When Warren Moon shows up at the Henry Burris All-Star Weekend as the guest of honour, one of the kids in line for an autograph will be Burris himself.
If it wasn’t for the former Edmonton Eskimos quarterback, Burris wouldn’t have worn No. 1 for the Calgary Stampeders these past five seasons.
In announcing the lineup for Burris’ fifth annual charity fundraiser for Big Brothers and Big Sisters, which goes May 14 and 15, Burris couldn’t help but marvel at what Moon endured to pave a path for players such as himself.
The reason Moon ended up in Edmonton was because no one in the NFL wanted the Washington product to play quarterback when he came out of college.
Moon paved the way for many young black men who wanted to play the pivotal position by sticking with it in the CFL before getting a chance down south.
“Seeing the trip he took where so many people said he couldn’t do it, he never complained and just went out there and did his job,” said Burris about the CFL and NFL Hall-of-Famer.
“He’s tried to impact others in a positive way because he is thankful to others for helping him.”
Despite being in the CFL since 1996 and in the NFL for a few seasons (2001-03), Burris has never crossed paths with Moon.
During Burris’ first stint with the Stamps ending in 1999, he couldn’t get Moon’s number and wore No. 16, but he took No. 1 when he moved to Saskatchewan the following year.
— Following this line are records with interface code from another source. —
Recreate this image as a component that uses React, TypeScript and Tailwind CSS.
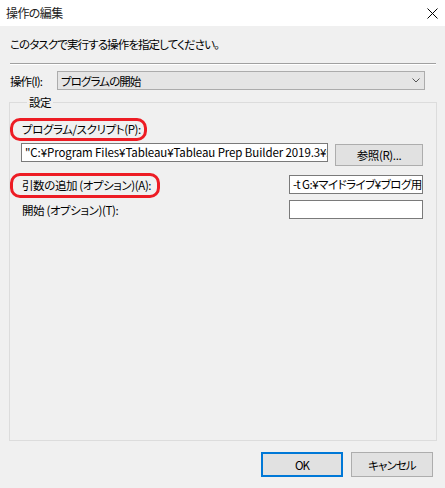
import React from 'react'

const font = "[font-family:'Noto_Sans_CJK_JP','Noto_Sans',sans-serif] [font-feature-settings:'palt'] tracking-[-0.9px]"

function Marker({ w, h, top, left }: { w: string; h: string; top: string; left: string }) {
  return (
    <span
      className={`pointer-events-none absolute rounded-[10px] border-[3px] border-[#ed1c24] ${w} ${h} ${top} ${left}`}
    />
  )
}

function TextBox({ value, className }: { value?: string; className: string }) {
  return (
    <div
      className={`h-[19px] overflow-hidden whitespace-nowrap border border-[#7a7a7a] bg-white pl-[3px] leading-[17px] ${className}`}
    >
      {value}
    </div>
  )
}

export default function App() {
  return (
    <div className={`h-[488px] w-[445px] overflow-hidden bg-[#f0f0f0] text-[11.5px] text-black ${font}`}>
      {/* Title bar */}
      <div className="flex h-[26px] items-center justify-between bg-white pl-[6px] pr-[6px]">
        <span className="text-[12px] leading-[16px] tracking-[-0.6px] text-[#222]">操作の編集</span>
        <svg width="11" height="11" viewBox="0 0 11 11" className="mr-px">
          <path d="M0.5 0.5L10.5 10.5M10.5 0.5L0.5 10.5" stroke="#000" strokeWidth="1" />
        </svg>
      </div>

      <div className="px-[10px]">
        <p className="mt-[10px] leading-[16px]">このタスクで実行する操作を指定してください。</p>

        {/* Separator */}
        <div className="mt-[11px] w-[426px] border-t border-b border-t-[#a0a0a0] border-b-white" />

        {/* Action row */}
        <div className="mt-[6px] flex items-center">
          <span className="w-[47px] leading-[16px]">操作(I):</span>
          <div className="flex h-[19px] w-[368px] items-center justify-between border border-[#acacac] bg-[#e5e5e5] pl-[3px] pr-[4px]">
            <span className="leading-[16px]">プログラムの開始</span>
            <svg width="8" height="5" viewBox="0 0 8 5">
              <path d="M0.5 0.5L4 4L7.5 0.5" fill="none" stroke="#555" strokeWidth="1" />
            </svg>
          </div>
        </div>
      </div>

      {/* Settings group */}
      <fieldset className="ml-[9px] mt-[4px] h-[347px] w-[428px] border border-[#dcdcdc] pl-[12px] pr-[13px] tracking-[-0.4px]">
        <legend className="ml-[5px] px-[2px] leading-[16px]">設定</legend>

        <div className="relative mt-[11px] leading-[16px]">
          プログラム/スクリプト(P):
          <Marker w="w-[137px]" h="h-[23px]" top="-top-[3px]" left="-left-[12px]" />
        </div>

        <div className="mt-[6px] flex items-start justify-between">
          <TextBox
            className="-ml-px w-[307px] tracking-[-0.1px]"
            value={'"C:¥Program Files¥Tableau¥Tableau Prep Builder 2019.3¥scripts¥tableau-prep-cli.bat"'}
          />
          <button className="mt-px h-[22px] w-[88px] border border-[#adadad] bg-[#e1e1e1] leading-[16px]">
            参照(R)...
          </button>
        </div>

        <div className="mt-[9px] flex items-center justify-between">
          <div className="relative leading-[16px]">
            引数の追加 (オプション)(A):
            <Marker w="w-[150px]" h="h-[25px]" top="-top-[4px]" left="-left-[12px]" />
          </div>
          <TextBox className="w-[134px] tracking-[-0.5px]" value="-t G:¥マイドライブ¥ブログ用¥flow.json" />
        </div>

        <div className="mt-[6px] flex items-center justify-between">
          <span className="leading-[16px]">開始 (オプション)(T):</span>
          <TextBox className="w-[134px]" />
        </div>
      </fieldset>

      {/* Buttons */}
      <div className="mt-[11px] flex justify-end gap-[8px] pr-[12px]">
        <button className="h-[25px] w-[82px] border-2 border-[#0078d7] bg-[#e1e1e1] leading-[16px]">OK</button>
        <button className="h-[25px] w-[82px] border border-[#adadad] bg-[#e1e1e1] leading-[16px]">キャンセル</button>
      </div>
    </div>
  )
}
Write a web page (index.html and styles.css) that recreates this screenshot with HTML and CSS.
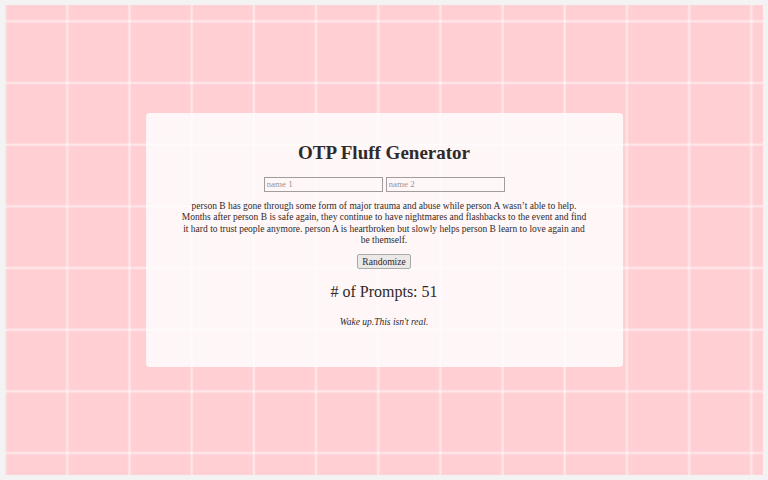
FILE: index.html
```html
<!DOCTYPE html>
<html lang="en">
	<head>
		<meta charset="UTF-8" />
		<meta name="viewport" content="width=device-width, initial-scale=1.0" />
		<title>OTP Fluff Generator</title>
		<link rel="stylesheet" href="styles.css">
	</head>
	<body>
		<div class="card">
			<h1 class="title">OTP Fluff Generator</h1>
			<form action="" class="names">
				<input type="text" id="name-a" placeholder="name 1" />
				<input type="text" id="name-b" placeholder="name 2" />
			</form>
			<p id="prompt" class="prompt">person B has gone through some form of major trauma and abuse while person A wasn’t able to help. Months after person B is safe again, they continue to have nightmares and flashbacks to the event and find it hard to trust people anymore. person A is heartbroken but slowly helps person B learn to love again and be themself.</p>
			<button id="randomize-btn" class="randomize">Randomize</button>
			<h3 class="count"># of Prompts: 51</h3>
			<p class="quote">Wake up.This isn't real.</p>
		</div>
	</body>
</html>
```

FILE: styles.css
```css
html {
	background-color: #f3f3f3;
}
body {
	margin: 5px;
	min-height: calc(100vh - 10px);
	display: flex;
	align-items: center;
	justify-content: center;
	font-family: "Liberation Serif", "Times New Roman", serif;
	color: #2f2a2a;
	background-color: #ffcfd4;
	/* soft white grid */
	background-image:
		linear-gradient(to right, transparent 0, rgba(255, 255, 255, 0.2) 0.5px, rgba(255, 255, 255, 0.5) 1.2px, rgba(255, 255, 255, 0.5) 2.3px, rgba(255, 255, 255, 0.2) 3px, transparent 3.6px),
		linear-gradient(to bottom, transparent 0, rgba(255, 255, 255, 0.2) 0.5px, rgba(255, 255, 255, 0.5) 1.2px, rgba(255, 255, 255, 0.5) 2.3px, rgba(255, 255, 255, 0.2) 3px, transparent 3.6px);
	background-size: 62.2px 100%, 100% 61.7px;
	background-position: 60.5px 0, 0 14.5px;
}
.card {
	width: 477px;
	box-sizing: border-box;
	padding: 29px 36px 40px;
	background-color: rgba(255, 255, 255, 0.8);
	border-radius: 4px;
	display: flex;
	flex-direction: column;
	align-items: center;
	text-align: center;
}
.title {
	font-size: 19px;
	margin: 0 0 13px;
}
.names {
	display: flex;
	gap: 3px;
	margin: 0;
}
.names input {
	width: 119px;
	height: 15px;
	box-sizing: border-box;
	padding: 0 2px;
	font-family: inherit;
	font-size: 9px;
	background: transparent;
	border: 1px solid #a39c9c;
}
.names input::placeholder {
	color: #9a9595;
}
.prompt {
	font-size: 9.5px;
	line-height: 11.4px;
	margin: 9px 0 8px;
}
.randomize {
	font-family: inherit;
	font-size: 9.5px;
	color: #2f2a2a;
	height: 15px;
	padding: 0 4px;
	background-color: #ebe8e8;
	border: 1px solid #aaa;
	border-radius: 2px;
}
.count {
	font-size: 16px;
	font-weight: normal;
	margin: 14px 0 16px;
}
.quote {
	font-size: 9.5px;
	font-style: italic;
	margin: 0;
}
```
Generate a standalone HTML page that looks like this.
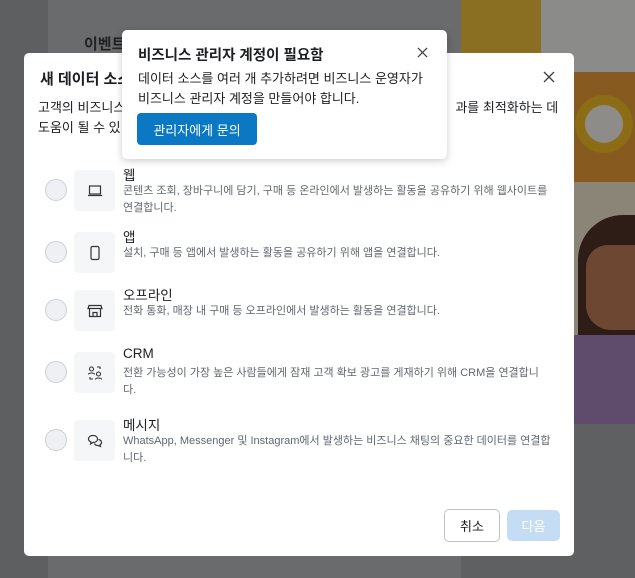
<!DOCTYPE html>
<html><head><meta charset="utf-8"><style>
*{margin:0;padding:0;box-sizing:border-box}
body{width:635px;height:578px;overflow:hidden;position:relative;background:#5f6061;font-family:"Liberation Sans","Noto Sans CJK KR",sans-serif;color:#1c1e21}
.abs{position:absolute}
.modal{left:24px;top:53px;width:550px;height:503px;background:#fff;border-radius:5px}
.pop{left:122px;top:30px;width:325px;height:129px;background:#fff;border-radius:5px;box-shadow:0 2px 8px rgba(0,0,0,.2)}
.row{position:absolute;left:0;width:550px;height:60px}
.radio{position:absolute;left:21px;top:9px;width:22px;height:22px;border-radius:50%;border:1px solid #ccd0d5;background:#eef0f4}
.ico{position:absolute;left:50px;top:0;width:41px;height:41px;background:#f5f6f7;border-radius:4px;display:flex;align-items:center;justify-content:center}
.t{position:absolute;left:99px;top:-6px;font-size:13.5px;color:#1c1e21}
.d{position:absolute;left:99px;top:13px;font-size:11px;color:#606770;line-height:17px;width:428px}
</style></head><body>
<div class="abs" style="left:0;top:0;width:48px;height:578px;background:#5e5f60"></div>
<div class="abs" style="left:48px;top:0;width:413px;height:578px;background:#6a6b6c"></div>
<div class="abs" style="left:84px;top:33px;font-size:15px;font-weight:bold;color:#222">이벤트</div>
<div class="abs" style="left:461px;top:0;width:174px;height:424px;background:#8a8577"></div>
<div class="abs" style="left:461px;top:0;width:80px;height:75px;background:#8a6f22"></div>
<div class="abs" style="left:541px;top:0;width:94px;height:72px;background:#8b8b89"></div>
<div class="abs" style="left:541px;top:72px;width:94px;height:110px;background:#875a20"></div>
<div class="abs" style="left:575px;top:95px;width:58px;height:58px;border-radius:50%;background:#8c6c14"></div>
<div class="abs" style="left:585px;top:105px;width:38px;height:38px;border-radius:50%;background:#8e8c88"></div>
<div class="abs" style="left:578px;top:215px;width:57px;height:170px;background:#2e1c16;border-radius:45px 0 0 0"></div>
<div class="abs" style="left:586px;top:245px;width:49px;height:85px;background:#6e4732;border-radius:22px 0 0 25px"></div>
<div class="abs" style="left:574px;top:335px;width:61px;height:89px;background:#5f4c6c"></div>
<div class="abs" style="left:574px;top:424px;width:61px;height:154px;background:#5e6061"></div>

<div class="abs modal">
  <div class="abs" style="left:16px;top:15px;font-size:15px;font-weight:bold">새 데이터 소스</div>
  <svg class="abs" style="left:519px;top:18px" width="12" height="12" viewBox="0 0 12 12" stroke="#444" stroke-width="1.4"><path d="M1 1l10 10M11 1L1 11"/></svg>
  <div class="abs" style="left:14px;top:45px;font-size:13px;line-height:20px;color:#1c1e21;white-space:nowrap">고객의 비즈니스<span style="display:inline-block;width:330px"></span>과를 최적화하는 데<br>도움이 될 수 있</div>
  <div class="row" style="top:117px"><div class="radio"></div><div class="ico"><svg width="16" height="14" viewBox="0 0 16 14" fill="none" stroke="#333" stroke-width="1.2"><rect x="2.5" y="2" width="11" height="8"/><path d="M1 11.5h14"/></svg></div><div class="t">웹</div><div class="d">콘텐츠 조회, 장바구니에 담기, 구매 등 온라인에서 발생하는 활동을 공유하기 위해 웹사이트를 연결합니다.</div></div>
  <div class="row" style="top:179px"><div class="radio"></div><div class="ico"><svg width="12" height="16" viewBox="0 0 12 16" fill="none" stroke="#333" stroke-width="1.2"><rect x="2" y="1.5" width="8" height="13" rx="1.5"/></svg></div><div class="t">앱</div><div class="d">설치, 구매 등 앱에서 발생하는 활동을 공유하기 위해 앱을 연결합니다.</div></div>
  <div class="row" style="top:237px"><div class="radio"></div><div class="ico"><svg width="16" height="16" viewBox="0 0 16 16" fill="none" stroke="#333" stroke-width="1.2"><path d="M2 2.5h12l1 3H1z"/><path d="M2.5 5.5v8h11v-8M6 13.5v-4h4v4"/></svg></div><div class="t">오프라인</div><div class="d">전화 통화, 매장 내 구매 등 오프라인에서 발생하는 활동을 연결합니다.</div></div>
  <div class="row" style="top:299px"><div class="radio"></div><div class="ico"><svg width="16" height="16" viewBox="0 0 16 16" fill="none" stroke="#333" stroke-width="1.1"><circle cx="4.5" cy="4" r="2"/><circle cx="11.5" cy="9" r="2"/><path d="M1.5 9.5c0-2 6-2 6 0M8.5 14.5c0-2 6-2 6 0M10 2h3v2M6 14H3v-2"/></svg></div><div class="t">CRM</div><div class="d">전환 가능성이 가장 높은 사람들에게 잠재 고객 확보 광고를 게재하기 위해 CRM을 연결합니다.</div></div>
  <div class="row" style="top:367px"><div class="radio"></div><div class="ico"><svg width="16" height="16" viewBox="0 0 16 16" fill="none" stroke="#333" stroke-width="1.2"><path d="M6 2.5c3 0 4.5 1.6 4.5 3.5S9 9.5 6 9.5l-2.5 1.5.5-2C2.5 8.3 1.5 7.2 1.5 6 1.5 4.1 3 2.5 6 2.5z"/><path d="M11.5 6.5c2 .5 3 1.6 3 3 0 1-.6 1.8-1.5 2.3l.5 1.7-2.5-1c-1.5 0-3-.8-3.5-2"/></svg></div><div class="t">메시지</div><div class="d">WhatsApp, Messenger 및 Instagram에서 발생하는 비즈니스 채팅의 중요한 데이터를 연결합니다.</div></div>
  <div class="abs" style="left:420px;top:456px;width:56px;height:33px;border:1px solid #bec3c9;border-radius:5px;font-size:13px;display:flex;align-items:center;justify-content:center">취소</div>
  <div class="abs" style="left:483px;top:457px;width:53px;height:31px;background:#c5ddf4;border-radius:5px;font-size:13px;color:#fff;display:flex;align-items:center;justify-content:center">다음</div>
</div>

<div class="abs pop">
  <div class="abs" style="left:16px;top:14px;font-size:14.5px;font-weight:bold">비즈니스 관리자 계정이 필요함</div>
  <svg class="abs" style="left:295px;top:17px" width="11" height="11" viewBox="0 0 12 12" stroke="#444" stroke-width="1.4"><path d="M1 1l10 10M11 1L1 11"/></svg>
  <div class="abs" style="left:16px;top:39px;font-size:13px;line-height:20px;color:#1c1e21">데이터 소스를 여러 개 추가하려면 비즈니스 운영자가<br>비즈니스 관리자 계정을 만들어야 합니다.</div>
  <div class="abs" style="left:15px;top:83px;width:120px;height:32px;background:#0a78c2;border-radius:4px;color:#fff;font-size:13px;display:flex;align-items:center;justify-content:center">관리자에게 문의</div>
</div>
</body></html>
He has wore it since.
“When I knew I was coming to Canada, I said, ‘Hey, that’s where Warren Moon played,’ ” said Burris, who is pumped just to meet Moon.
“This allows me to go up to guy I looked up to in many ways because of what he accomplished as a black quarterback.
“I have a similar lifestyle as he did in being a starting quarterback here in Alberta. I can’t wait to show him this is what I’ve been able to accomplish. This is a true feat for me.”
While Moon had five Grey Cup titles on his resume, Burris has one with the Stamps, but the Oklahoma native has more to go with four years remaining on his contract in Calgary.
If Burris and the Stamps do get back on top in 2010, they are going to do it without a few key pieces on offence.
During this off-season, the team traded Jeremaine Copeland to Toronto for fellow receiver P.K. Sam, lost offensive co-ordinator George Cortez to the Buffalo Bills and lost right guard Dimitri Tsoumpas to the Miami Dolphins.
Those are all hurdles to overcome, but Burris said he has senses a focus with the remaining players to find the 2008 championship form again.
The hunger is back, especially after watching the Saskatchewan Roughriders play in the Grey Cup at McMahon Stadium.
“I see the same fire as 2008,” Burris said. “We have to prove something again. When you are up top, people are trying to get your spot. Now we’re in that position. Saskatchewan had a great team.
“The West will always be tough so we have to be ready to go.”
The Stamps announced the signings of import running back Rafael Little and import receiver Louis Givens. Little, a Kentucky product, spent the 2008 season with the Tennessee Titans, while Givens spent one season at Florida State as a walk-on.